Pour tourner La passion d’Augustine, le film de Léa Pool mettant en vedette Céline Bonnier dans le rôle d’une religieuse doublée d’une professeure de piano, la production a consulté les archives des soeurs de Sainte-Anne. Des centaines d’excellentes musiciennes ont été formées par cette congrégation qui conserve plusieurs médailles de ses élèves. L’histoire de la musique sur les rives du Saint-Laurent reste à être explorée de ce côté, croit l’archiviste de la congrégation. « Nous avons, entre autres choses, plusieurs partitions inédites qui témoignent de l’histoire de la vie musicale au Québec. »
Sur l’histoire de l’enseignement au Québec, ce fonds d’archives offre de précieux documents qu’on ne trouverait pas ailleurs. Ces religieuses ont imprimé plusieurs ouvrages afin d’enseigner non seulement dans des villages peu fortunés du Québec, mais aussi dans la diaspora canadienne-française d’Amérique.
Elles ont accompagné la forte immigration francophone en Nouvelle-Angleterre de même que dans l’Ouest canadien. Puis, on les trouvera au Japon aussi bien qu’en Haïti, où elles sont toujours très présentes. « On imagine toujours des femmes refermées sur elles-mêmes, des femmes très conservatrices. C’est vraiment plus compliqué que cela. Elles avaient un côté aventurier. Ces femmes étaient éduquées. Elles faisaient des carrières, à une époque où cela ne leur aurait pas été possible autrement. »

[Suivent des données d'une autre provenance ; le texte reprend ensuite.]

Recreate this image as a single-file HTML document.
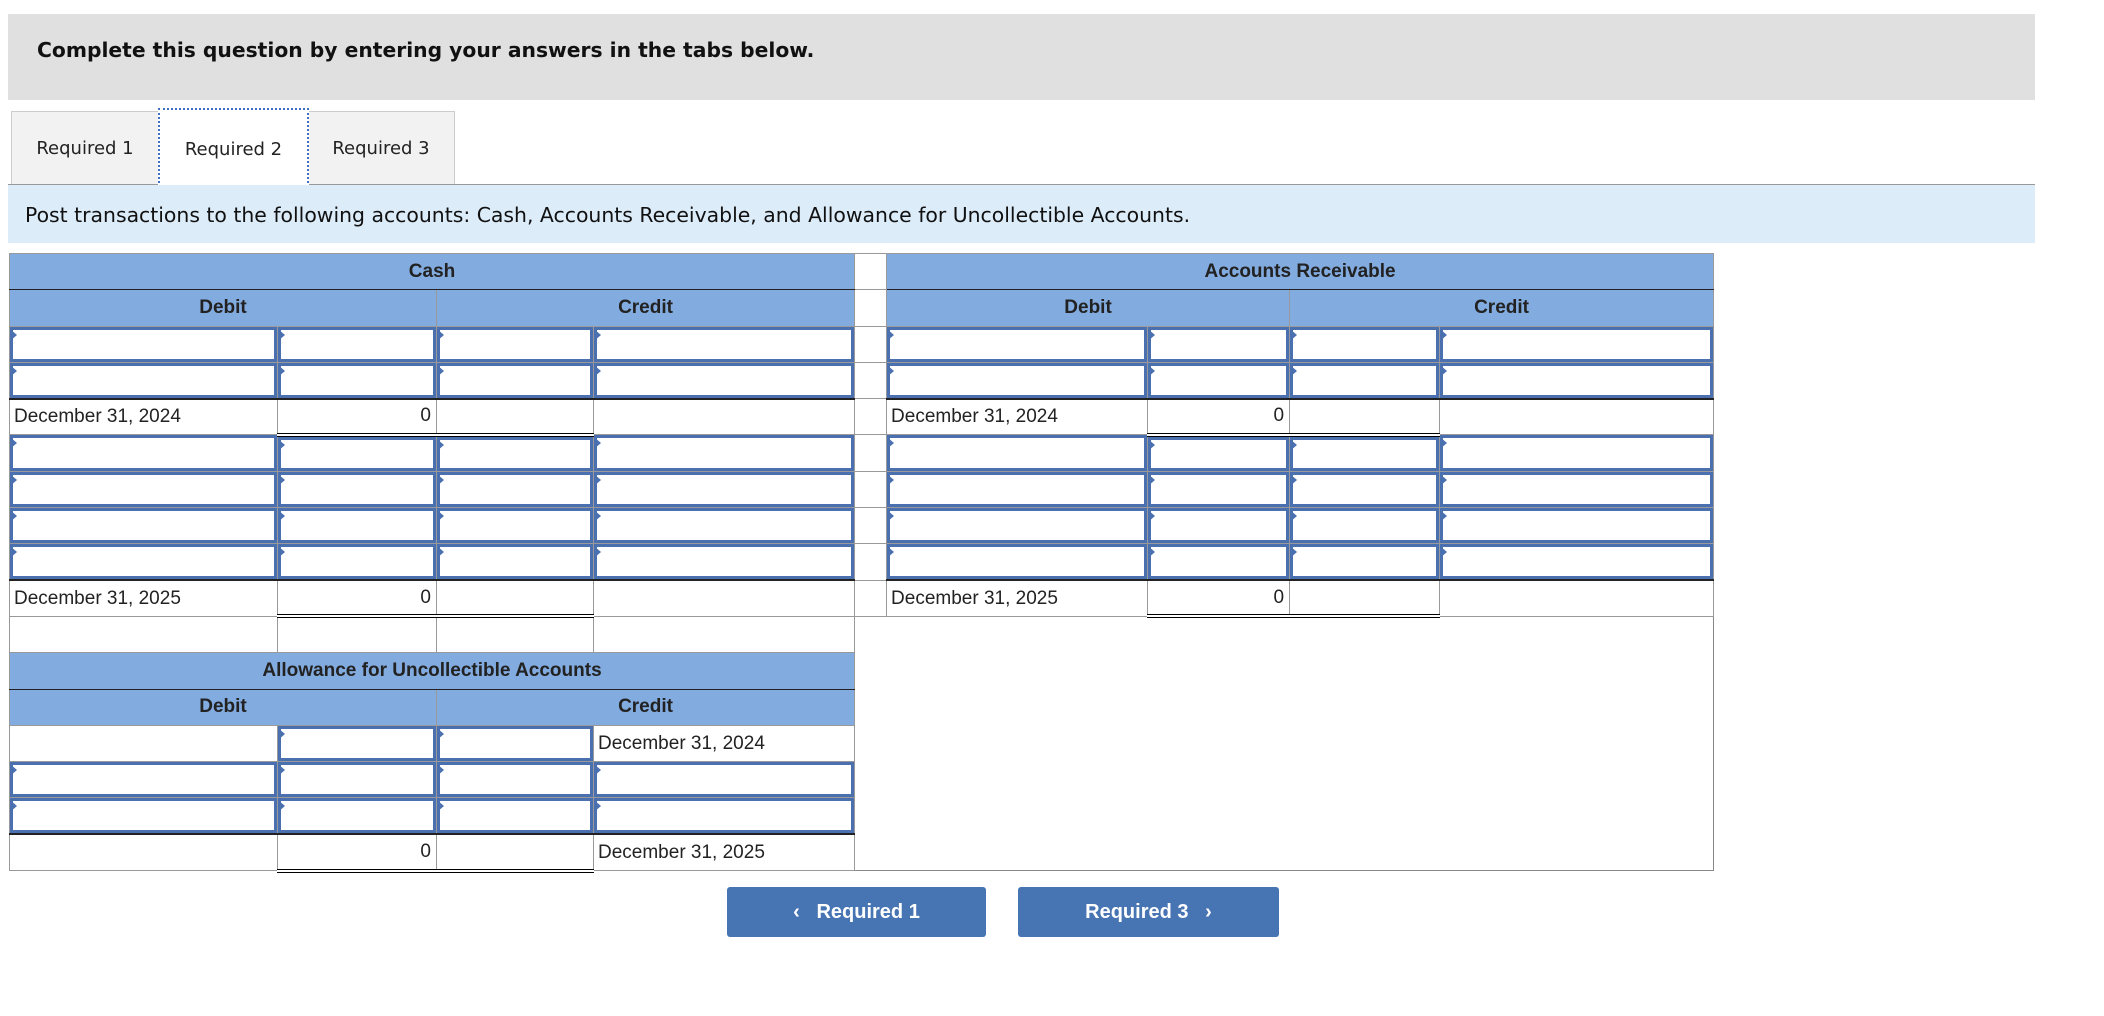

En 1900, les religieuses de Sainte-Anne participent même à l’Exposition universelle de Paris. « Elles envoient là-bas des travaux de leurs élèves […] pour montrer ce que les enfants apprenaient. »
Manque de soutien
« Si on pouvait mettre en valeur des archives pareilles, les gens se rendraient vite compte à quel point c’est riche. Mais on est sous-financé. » Et le mot est faible, insiste Karine Foisy.
Bien que le Centre d’archives de Vaudreuil-Soulanges, reconnu officiellement par l’État, sauve ces jours-ci un ensemble documentaire considérable, Bibliothèque et Archives nationales du Québec (BANQ) vient de lui retirer une partie de ses maigres subventions de fonctionnement, souligne-t-elle au passage en grinçant un peu des dents.
Il existe 39 services d’archives privés reconnus par l’État québécois. Ce dernier les finance en moyenne à hauteur de 28 700 $ par année. Les sommes allouées à ces gardiens de la mémoire n’ont pas été revues à la hausse depuis 2020. Règle générale, elles permettent à peine de payer le salaire d’un spécialiste. Bien que son activité publique ait été redoublée, le Centre d’archives de Vaudreuil-Soulanges s’est vu accorder 37 938 $ en soutien à ses activités de gestion de ses archives. La seule autre subvention qu’il touchait par ailleurs pour le traitement des archives lui a été retirée. Autrement dit, ce sont entre 10 000 $ et 20 000 $ en moins que ce centre d’archives a touché pour son travail, alors que son rôle a pourtant pris de l’ampleur.
Avec l’acquisition de l’Himalaya de documents des religieuses de SainteAnne, les archives de Vaudreuil-Soulanges font plus que doubler les traces du passé que le centre doit désormais gérer. « Cela tombe bien, parce qu’on venait de déménager dans un espace plus grand », Karine Foisy. Le défi n’en demeure pas moins important puisqu’il faut faire plus avec des moyens qui se réduisent comme peau de chagrin.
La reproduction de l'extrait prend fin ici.